Today I thought I would share some of the very basic mistakes I've realised I'm making when I sew clothes...


I'm entirely self-taught and working things out as I go along, so there are lots of 'oops' moments. That's fine - learning to sew is helping me to confront my perfectionism and understand how valuable errors can be.


Mishap Number 1:

This is so obvious that I'm cringing to think about it!! I'm not the most 3D thinker which means sometimes it's hard to visualise how patterns go together. I understand that sewing patterns are all about getting a flat cut out piece of fabric to shape and mould around a lumpy curvy human figure, but that theoretical understanding doesn't always translate to understanding why a pattern is doing something specific. 

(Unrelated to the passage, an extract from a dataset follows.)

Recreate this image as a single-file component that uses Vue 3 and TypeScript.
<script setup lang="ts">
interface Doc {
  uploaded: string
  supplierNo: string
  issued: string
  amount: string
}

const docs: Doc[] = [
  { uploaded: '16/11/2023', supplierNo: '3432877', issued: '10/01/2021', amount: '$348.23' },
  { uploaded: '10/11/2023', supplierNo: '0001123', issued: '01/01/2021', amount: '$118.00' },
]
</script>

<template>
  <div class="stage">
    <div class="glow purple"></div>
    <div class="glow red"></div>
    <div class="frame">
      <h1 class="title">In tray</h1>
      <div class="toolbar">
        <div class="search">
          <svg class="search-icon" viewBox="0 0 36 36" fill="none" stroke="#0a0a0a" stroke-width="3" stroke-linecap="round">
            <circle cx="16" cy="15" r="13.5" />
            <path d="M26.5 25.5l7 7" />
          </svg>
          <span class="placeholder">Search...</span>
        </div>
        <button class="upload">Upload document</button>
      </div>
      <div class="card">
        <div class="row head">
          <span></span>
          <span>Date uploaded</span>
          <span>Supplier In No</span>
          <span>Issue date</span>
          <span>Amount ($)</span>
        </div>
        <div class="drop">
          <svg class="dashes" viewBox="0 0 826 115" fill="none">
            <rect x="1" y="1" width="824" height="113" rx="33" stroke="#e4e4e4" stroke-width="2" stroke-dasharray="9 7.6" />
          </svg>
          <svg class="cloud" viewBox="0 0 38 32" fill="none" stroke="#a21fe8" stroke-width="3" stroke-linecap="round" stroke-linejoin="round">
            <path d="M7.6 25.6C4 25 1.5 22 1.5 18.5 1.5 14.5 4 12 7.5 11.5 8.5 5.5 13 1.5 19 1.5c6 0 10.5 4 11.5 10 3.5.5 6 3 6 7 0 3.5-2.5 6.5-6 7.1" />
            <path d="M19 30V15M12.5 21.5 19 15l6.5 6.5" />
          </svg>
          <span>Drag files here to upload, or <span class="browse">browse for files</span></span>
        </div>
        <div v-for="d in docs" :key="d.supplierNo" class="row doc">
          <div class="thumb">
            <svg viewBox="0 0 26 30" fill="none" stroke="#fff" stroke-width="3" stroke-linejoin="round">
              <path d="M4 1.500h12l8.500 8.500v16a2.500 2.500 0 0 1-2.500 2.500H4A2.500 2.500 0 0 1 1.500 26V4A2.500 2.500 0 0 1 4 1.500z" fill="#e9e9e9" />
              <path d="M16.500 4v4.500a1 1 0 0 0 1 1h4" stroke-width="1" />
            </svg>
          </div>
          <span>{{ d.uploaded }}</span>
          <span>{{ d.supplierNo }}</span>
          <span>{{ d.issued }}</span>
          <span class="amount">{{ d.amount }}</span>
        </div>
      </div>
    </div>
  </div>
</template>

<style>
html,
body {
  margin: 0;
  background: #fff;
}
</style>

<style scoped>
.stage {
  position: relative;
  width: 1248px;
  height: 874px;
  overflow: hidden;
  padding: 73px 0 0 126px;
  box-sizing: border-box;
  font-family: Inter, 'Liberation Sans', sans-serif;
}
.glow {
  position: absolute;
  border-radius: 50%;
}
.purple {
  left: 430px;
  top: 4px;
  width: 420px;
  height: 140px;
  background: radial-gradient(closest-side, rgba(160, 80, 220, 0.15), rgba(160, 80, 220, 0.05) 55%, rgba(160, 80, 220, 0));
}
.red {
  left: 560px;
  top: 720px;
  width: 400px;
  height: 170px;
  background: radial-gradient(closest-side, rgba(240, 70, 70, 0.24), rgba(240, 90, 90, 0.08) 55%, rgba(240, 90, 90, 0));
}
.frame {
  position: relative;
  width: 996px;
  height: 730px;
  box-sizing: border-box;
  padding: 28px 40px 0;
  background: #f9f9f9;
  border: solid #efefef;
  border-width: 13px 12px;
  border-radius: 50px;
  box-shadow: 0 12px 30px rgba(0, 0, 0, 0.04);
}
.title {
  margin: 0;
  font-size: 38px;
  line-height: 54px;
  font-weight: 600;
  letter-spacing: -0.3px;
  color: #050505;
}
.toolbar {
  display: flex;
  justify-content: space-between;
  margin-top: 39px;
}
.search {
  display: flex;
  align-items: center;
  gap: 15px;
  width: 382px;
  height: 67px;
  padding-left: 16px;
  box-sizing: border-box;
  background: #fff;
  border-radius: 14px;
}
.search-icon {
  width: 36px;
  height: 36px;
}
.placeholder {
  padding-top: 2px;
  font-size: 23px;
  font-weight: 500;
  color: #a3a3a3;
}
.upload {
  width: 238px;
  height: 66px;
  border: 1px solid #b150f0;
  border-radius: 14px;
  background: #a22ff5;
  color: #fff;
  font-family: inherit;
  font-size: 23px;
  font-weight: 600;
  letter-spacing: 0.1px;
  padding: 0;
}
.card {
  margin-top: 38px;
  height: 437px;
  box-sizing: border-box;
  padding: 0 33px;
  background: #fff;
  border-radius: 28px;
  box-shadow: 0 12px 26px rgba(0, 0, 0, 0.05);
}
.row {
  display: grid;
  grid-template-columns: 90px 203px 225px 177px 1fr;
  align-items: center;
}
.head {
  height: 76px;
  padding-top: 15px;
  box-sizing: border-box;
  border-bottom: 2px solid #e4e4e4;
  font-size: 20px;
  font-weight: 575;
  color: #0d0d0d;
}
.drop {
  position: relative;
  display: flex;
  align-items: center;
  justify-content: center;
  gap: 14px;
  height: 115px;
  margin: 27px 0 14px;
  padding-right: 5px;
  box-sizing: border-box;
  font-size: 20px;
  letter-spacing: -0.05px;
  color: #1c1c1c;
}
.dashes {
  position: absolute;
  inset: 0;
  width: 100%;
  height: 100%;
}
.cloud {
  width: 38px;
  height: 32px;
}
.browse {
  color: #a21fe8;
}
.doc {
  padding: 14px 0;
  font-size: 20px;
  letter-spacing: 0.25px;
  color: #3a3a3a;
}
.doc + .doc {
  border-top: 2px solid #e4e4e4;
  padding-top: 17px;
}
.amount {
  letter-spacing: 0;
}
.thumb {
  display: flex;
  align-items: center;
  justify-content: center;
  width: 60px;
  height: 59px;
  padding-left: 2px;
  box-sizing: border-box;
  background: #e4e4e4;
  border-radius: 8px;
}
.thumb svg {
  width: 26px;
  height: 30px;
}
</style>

So I was making an Assembly Line Cuff Dress and trying to sew up the bodice and I was struggling to get the pattern pieces to match up in a way that felt 'right' to me, that is, I had the idea that the pieces should be the same size and shape and neatly align, and if you look at the pictures of my toile above you'll see that this wasn't happening and I was getting in a muddle. But of course a front panel and a back panel might have different shapes depending on how they're going to be fitted around the curve of the breast etc. So the key thing is that the seam you are sewing at that moment matches up. Really basic, huh? But a revelation to me!


I did eventually finish the Cuff Dress though it was a stressful sew and the end product isn't great. It's a wearable garment though and I know what not to do when I make it again!


Mishap Number 2:

Choosing the sizing of patterns is proving to be tricky. When I started out making clothes I didn't realise that the sizes given on a pattern did not correspond to the standard dress sizes used in shops which led to some disappointment. So I then started using the charts on the patterns to work out what size I should cut out.

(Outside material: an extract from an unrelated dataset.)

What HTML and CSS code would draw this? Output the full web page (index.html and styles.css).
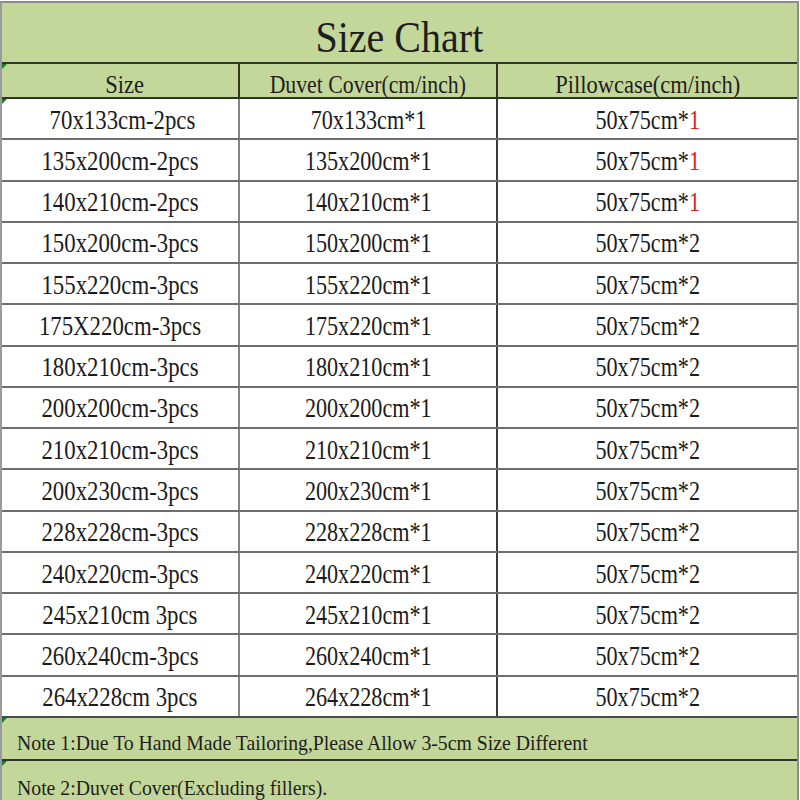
FILE: index.html
```html
<!DOCTYPE html>
<html>
<head>
<meta charset="utf-8">
<title>Size Chart</title>
<link rel="stylesheet" href="styles.css">
</head>
<body>
<div class="chart">
  <div class="title-row"><span class="title-text">Size Chart</span></div>
  <div class="row head-row">
    <div class="cell c1 flag head-size"><span class="head-text">Size</span></div>
    <div class="cell c2"><span class="head-text head-duvet">Duvet Cover(cm/inch)</span></div>
    <div class="cell c3"><span class="head-text">Pillowcase(cm/inch)</span></div>
  </div>
  <div class="row data-row">
    <div class="cell c1 flag"><span class="data-text">&nbsp;70x133cm-2pcs</span></div>
    <div class="cell c2"><span class="data-text">70x133cm*1</span></div>
    <div class="cell c3"><span class="data-text">50x75cm*<span class="red">1</span></span></div>
  </div>
  <div class="row data-row">
    <div class="cell c1"><span class="data-text">135x200cm-2pcs</span></div>
    <div class="cell c2"><span class="data-text">135x200cm*1</span></div>
    <div class="cell c3"><span class="data-text">50x75cm*<span class="red">1</span></span></div>
  </div>
  <div class="row data-row">
    <div class="cell c1"><span class="data-text">140x210cm-2pcs</span></div>
    <div class="cell c2"><span class="data-text">140x210cm*1</span></div>
    <div class="cell c3"><span class="data-text">50x75cm*<span class="red">1</span></span></div>
  </div>
  <div class="row data-row">
    <div class="cell c1"><span class="data-text">150x200cm-3pcs</span></div>
    <div class="cell c2"><span class="data-text">150x200cm*1</span></div>
    <div class="cell c3"><span class="data-text">50x75cm*2</span></div>
  </div>
  <div class="row data-row">
    <div class="cell c1"><span class="data-text">155x220cm-3pcs</span></div>
    <div class="cell c2"><span class="data-text">155x220cm*1</span></div>
    <div class="cell c3"><span class="data-text">50x75cm*2</span></div>
  </div>
  <div class="row data-row">
    <div class="cell c1"><span class="data-text">175X220cm-3pcs</span></div>
    <div class="cell c2"><span class="data-text">175x220cm*1</span></div>
    <div class="cell c3"><span class="data-text">50x75cm*2</span></div>
  </div>
  <div class="row data-row">
    <div class="cell c1"><span class="data-text">180x210cm-3pcs</span></div>
    <div class="cell c2"><span class="data-text">180x210cm*1</span></div>
    <div class="cell c3"><span class="data-text">50x75cm*2</span></div>
  </div>
  <div class="row data-row">
    <div class="cell c1"><span class="data-text">200x200cm-3pcs</span></div>
    <div class="cell c2"><span class="data-text">200x200cm*1</span></div>
    <div class="cell c3"><span class="data-text">50x75cm*2</span></div>
  </div>
  <div class="row data-row">
    <div class="cell c1"><span class="data-text">210x210cm-3pcs</span></div>
    <div class="cell c2"><span class="data-text">210x210cm*1</span></div>
    <div class="cell c3"><span class="data-text">50x75cm*2</span></div>
  </div>
  <div class="row data-row">
    <div class="cell c1"><span class="data-text">200x230cm-3pcs</span></div>
    <div class="cell c2"><span class="data-text">200x230cm*1</span></div>
    <div class="cell c3"><span class="data-text">50x75cm*2</span></div>
  </div>
  <div class="row data-row">
    <div class="cell c1"><span class="data-text">228x228cm-3pcs</span></div>
    <div class="cell c2"><span class="data-text">228x228cm*1</span></div>
    <div class="cell c3"><span class="data-text">50x75cm*2</span></div>
  </div>
  <div class="row data-row">
    <div class="cell c1"><span class="data-text">240x220cm-3pcs</span></div>
    <div class="cell c2"><span class="data-text">240x220cm*1</span></div>
    <div class="cell c3"><span class="data-text">50x75cm*2</span></div>
  </div>
  <div class="row data-row">
    <div class="cell c1"><span class="data-text">245x210cm 3pcs</span></div>
    <div class="cell c2"><span class="data-text">245x210cm*1</span></div>
    <div class="cell c3"><span class="data-text">50x75cm*2</span></div>
  </div>
  <div class="row data-row">
    <div class="cell c1"><span class="data-text">260x240cm-3pcs</span></div>
    <div class="cell c2"><span class="data-text">260x240cm*1</span></div>
    <div class="cell c3"><span class="data-text">50x75cm*2</span></div>
  </div>
  <div class="row data-row last">
    <div class="cell c1"><span class="data-text">264x228cm 3pcs</span></div>
    <div class="cell c2"><span class="data-text">264x228cm*1</span></div>
    <div class="cell c3"><span class="data-text">50x75cm*2</span></div>
  </div>
  <div class="note-row flag"><span class="note-text">Note 1:Due To Hand Made Tailoring,Please Allow 3-5cm Size Different</span></div>
  <div class="note-row note-last flag"><span class="note-text">Note 2:Duvet Cover(Excluding fillers).</span></div>
</div>
</body>
</html>
```

FILE: styles.css
```css
* { box-sizing: border-box; }

html, body {
  margin: 0;
  padding: 0;
  background: #ffffff;
  overflow: hidden;
}

body {
  font-family: "Liberation Serif", "Times New Roman", serif;
  color: #1b1b1b;
  height: 800px;
}

.chart {
  width: 799px;
  margin-top: 1px;
  border-top: 2px solid #8c8c8c;
  border-left: 2px solid #9a9a9a;
  border-right: 2px solid #8c8c8c;
  display: flex;
  flex-direction: column;
}

.title-row {
  height: 61px;
  background: #c4d79b;
  border-bottom: 2px solid #2f3627;
  display: flex;
  align-items: center;
  justify-content: center;
  padding-top: 9px;
}

.title-text {
  display: inline-block;
  font-size: 45px;
  line-height: 1;
  transform: scaleX(0.89);
  color: #1e1e1e;
}

.row {
  display: grid;
  grid-template-columns: 238px 258px 1fr;
}

.head-row {
  height: 35px;
  background: #c4d79b;
  border-bottom: 2px solid #2f3627;
}

.data-row {
  height: 41.27px;
  border-bottom: 2px solid #6e6e6e;
}

.data-row.last {
  border-bottom-color: #4a4a4a;
}

.cell {
  position: relative;
  display: flex;
  align-items: center;
  justify-content: center;
  white-space: nowrap;
}

.c1 { border-right: 2px solid #858585; }
.c2 { border-right: 2px solid #3c3c3c; }

.head-row .c1 { border-right-color: #2f3627; }
.head-row .c2 { border-right-color: #2f3627; }

.head-row .cell { padding-top: 8px; }
.head-row .head-size { padding-left: 9px; }
.data-row .cell { padding-top: 3px; }

.head-text {
  display: inline-block;
  font-size: 25px;
  line-height: 1;
  transform: scaleX(0.9);
  color: #1e1e1e;
}

.head-text.head-duvet {
  transform: scaleX(0.87);
}

.data-text {
  display: inline-block;
  font-size: 27px;
  line-height: 1;
  transform: scaleX(0.82);
}

.data-row .c1 .data-text {
  transform: scaleX(0.845);
}

.red { color: #e0201e; }

.note-row {
  position: relative;
  height: 43px;
  background: #c4d79b;
  border-bottom: 2px solid #2f3627;
  display: flex;
  align-items: center;
  padding-left: 15px;
  padding-top: 10px;
  white-space: nowrap;
}

.note-row.note-last {
  height: 45px;
  border-bottom: none;
  padding-top: 10px;
}

.note-text {
  display: inline-block;
  font-size: 21px;
  line-height: 1;
  transform: scaleX(0.94);
  transform-origin: left center;
  color: #1e1e1e;
}

.flag::before {
  content: "";
  position: absolute;
  left: 0;
  top: 0;
  width: 0;
  height: 0;
  border-top: 5px solid #1f7a2e;
  border-right: 5px solid transparent;
}
```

Using the Cuff Dress as an example, the body measurements chart has me between a 2XL and 3XL:


Because years of struggling with clothes because of my size has made me paranoid about fit (hello internalised fatphobia!), I naturally went with the 3XL to ensure that the pattern would fit me. In the end it was too big, and I ended up having to add darts and take in seams and so on.

However, looking at the finished garment measurement chart would have saved me some of this bother because according to that chart, I fit in-between the Small and Medium!!

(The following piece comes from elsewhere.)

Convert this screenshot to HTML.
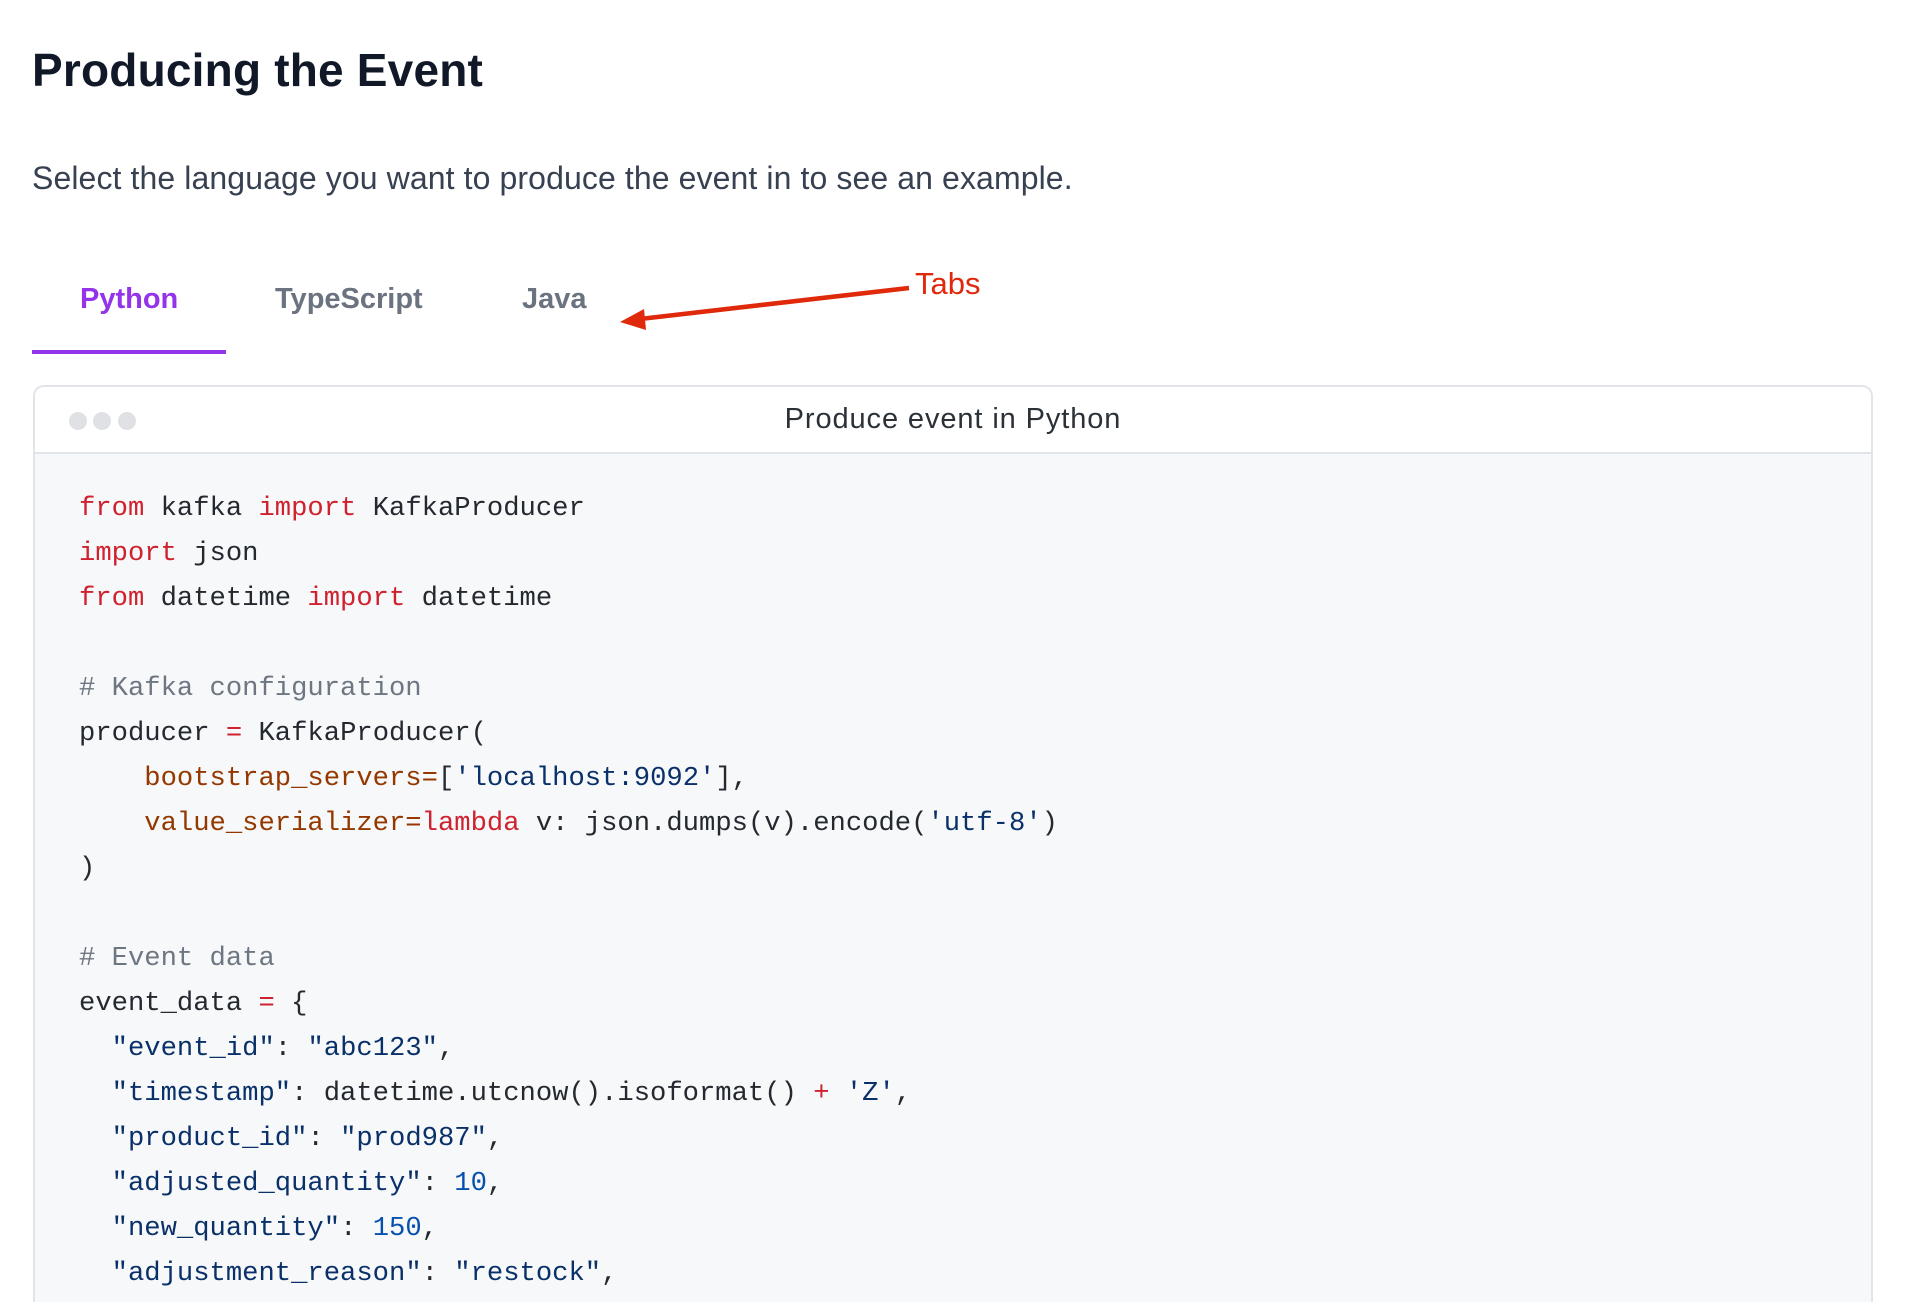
<!DOCTYPE html>
<html><head><meta charset="utf-8"><style>
*{margin:0;padding:0;box-sizing:border-box}
html,body{width:1920px;height:1302px;overflow:hidden;background:#fff}
body{font-family:"Liberation Sans",sans-serif;position:relative}
h1{position:absolute;left:32px;top:40px;font-size:46px;font-weight:bold;color:#111827;line-height:60px;letter-spacing:0.2px}
p.lead{position:absolute;left:32px;top:159px;font-size:32px;color:#374151;line-height:38px;letter-spacing:0.1px}
.tab{position:absolute;top:282px;font-size:29px;font-weight:bold;line-height:34px;color:#6b7280}
.ul{position:absolute;left:32px;top:350px;width:194px;height:4px;background:#9333ea}
.tabs-label{position:absolute;left:915px;top:266px;font-size:31px;color:#e0280a;line-height:36px}
.box{position:absolute;left:33px;top:385px;width:1840px;height:917px;border:2.5px solid #e1e4e8;border-bottom:none;border-radius:11px 11px 0 0;overflow:hidden;background:#f6f8fa}
.hdr{height:67px;background:#fff;border-bottom:2.5px solid #e1e4e8;position:relative}
.dot{position:absolute;top:25px;width:18px;height:18px;border-radius:50%;background:#dfe1e4}
.title{position:absolute;left:0;right:0;top:14px;text-align:center;font-size:29px;color:#2b3137;line-height:36px;letter-spacing:0.9px}
pre{position:absolute;left:44px;top:99px;font-family:"Liberation Mono",monospace;font-size:27.2px;line-height:45px;color:#24292f}
.k{color:#cf222e}.c{color:#6e7781}.s{color:#0a3069}.p{color:#953800}.n{color:#0550ae}
</style></head><body>
<h1>Producing the Event</h1>
<p class="lead">Select the language you want to produce the event in to see an example.</p>
<div class="tab" style="left:80px;color:#9333ea">Python</div>
<div class="tab" style="left:275px">TypeScript</div>
<div class="tab" style="left:522px">Java</div>
<div class="ul"></div>
<svg style="position:absolute;left:0;top:0" width="1920" height="400">
<line x1="909" y1="288" x2="640" y2="319" stroke="#e0280a" stroke-width="4.5"/>
<polygon points="620,322 644,309 646,330" fill="#e0280a"/>
</svg>
<div class="tabs-label">Tabs</div>
<div class="box">
<div class="hdr">
<div class="dot" style="left:34px"></div><div class="dot" style="left:58px"></div><div class="dot" style="left:83px"></div>
<div class="title">Produce event in Python</div>
</div>
<pre><span class="k">from</span> kafka <span class="k">import</span> KafkaProducer
<span class="k">import</span> json
<span class="k">from</span> datetime <span class="k">import</span> datetime

<span class="c"># Kafka configuration</span>
producer <span class="k">=</span> KafkaProducer(
    <span class="p">bootstrap_servers=</span>[<span class="s">'localhost:9092'</span>],
    <span class="p">value_serializer=</span><span class="k">lambda</span> v: json.dumps(v).encode(<span class="s">'utf-8'</span>)
)

<span class="c"># Event data</span>
event_data <span class="k">=</span> {
  <span class="s">"event_id"</span>: <span class="s">"abc123"</span>,
  <span class="s">"timestamp"</span>: datetime.utcnow().isoformat() <span class="k">+</span> <span class="s">'Z'</span>,
  <span class="s">"product_id"</span>: <span class="s">"prod987"</span>,
  <span class="s">"adjusted_quantity"</span>: <span class="n">10</span>,
  <span class="s">"new_quantity"</span>: <span class="n">150</span>,
  <span class="s">"adjustment_reason"</span>: <span class="s">"restock"</span>,</pre>
</div>
</body></html>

This has affected another dress I have been working on (the By Hand London Loren), where I went by the body measurements chart and have made something so baggy that it's not wearable! In this case the dress is a smock style that's designed for a lot of ease which has exacerbated the problem.

I do love this cat print though...!


I am currently working on a top and I have paid more attention to the finished garment measurements. The result from the toile is a top that fits well. Learning how to fit to my body is challenging and I have a long way to go (and would love to have a mannequin in my size to practice on) but working on this toile has given me more confidence in making alterations to patterns and I think I am on the way to getting better fitting!


The toile in question, for a simple sleeveless top - I decided to go 'back to basics' and work on something easier! I do need to learn how to fix the extra fabric at the back waist which was added when I graded out for my hips.

Mishap Number 3:

This one isn't too bad, just an example of how watching YouTube videos and seeing how other people sew can give you a lightbulb moment. I was watching an Evelyn Wood's Vintage Sewing School video about seam finishes and I realised after sewing two pieces together I was zigzagging both bits of fabric together rather than doing them separately, which is why the pattern instruction to 'press the seam open' wasn't always making sense! D'oh!